How do I handle timezone challenges coordinating sales across Australia and the US? Schedule weekly overlap meetings early US Pacific/late Sydney (Tuesday and Wednesday often provide best overlap). Use asynchronous communication for non-urgent updates (Slack, Loom videos). Hire APAC-based sales leadership to own account progression during US offline hours. Use account management tools with timezone-aware scheduling.

Which Australian verticals offer the fastest enterprise ABM ROI? Financial services (Big 4 banks) and insurance show fastest deal velocity (4-6 month cycles) due to existing digital modernization agendas. Mining and resources in Western Australia offer larger deal sizes but longer cycles (8-10 months) due to procurement complexity. Healthcare (public and private systems) shows strong growth but involves government procurement which lengthens timelines.
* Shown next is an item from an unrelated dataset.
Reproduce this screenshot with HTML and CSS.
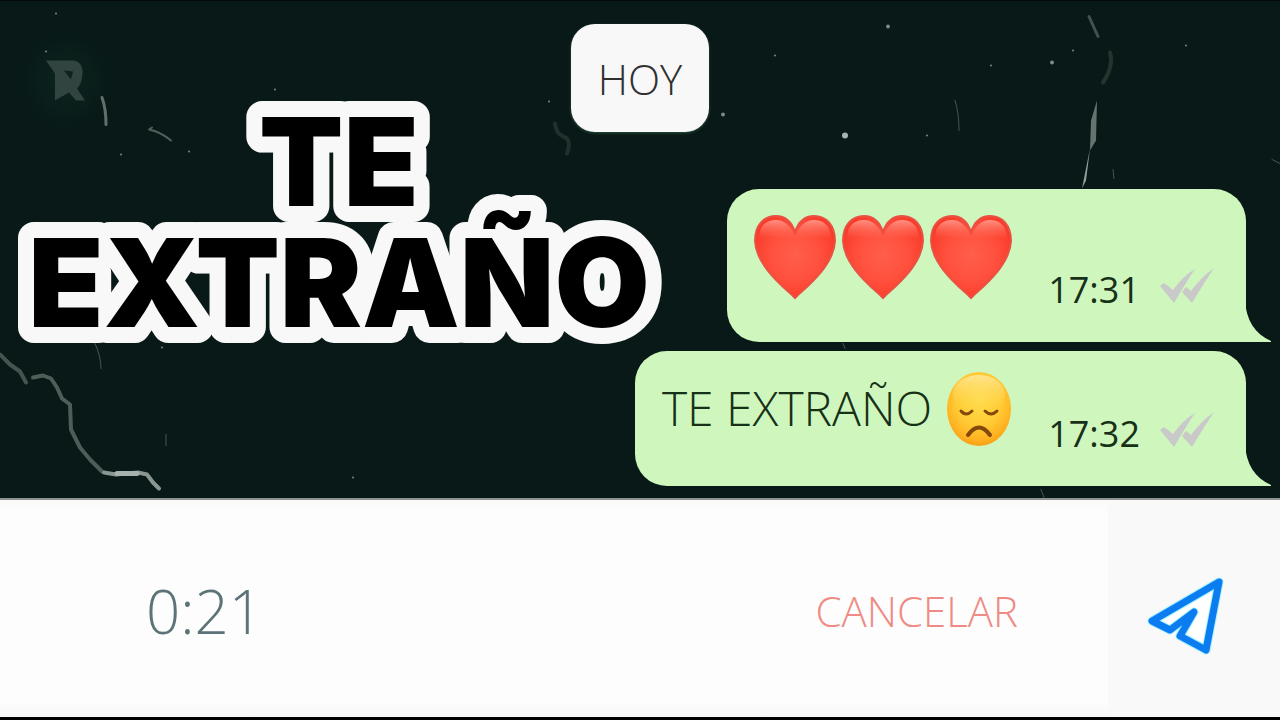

Are Australian enterprises more or less likely to buy from overseas vendors? Australian enterprises buy from high-credibility global vendors but prefer those demonstrating local market commitment and Australian presence. Overseas vendors without Australian references, local support, or regional teams face skepticism. Strong US or UK credentials help, but must be paired with Australian-specific positioning.

Conclusion

Australian enterprise ABM success requires patience, relationship investment, and deep understanding of regional market dynamics. By building clean, vertical-specific TALs, establishing local credibility through references and events, and executing coordinated multi-channel campaigns across timezones, B2B vendors can accelerate enterprise deals in Australia's concentrated but relationship-driven markets. Start with Sydney and Melbourne accounts where tech maturity and buyer sophistication enable faster cycles, then expand regionally as your Australian reference base and local presence grow.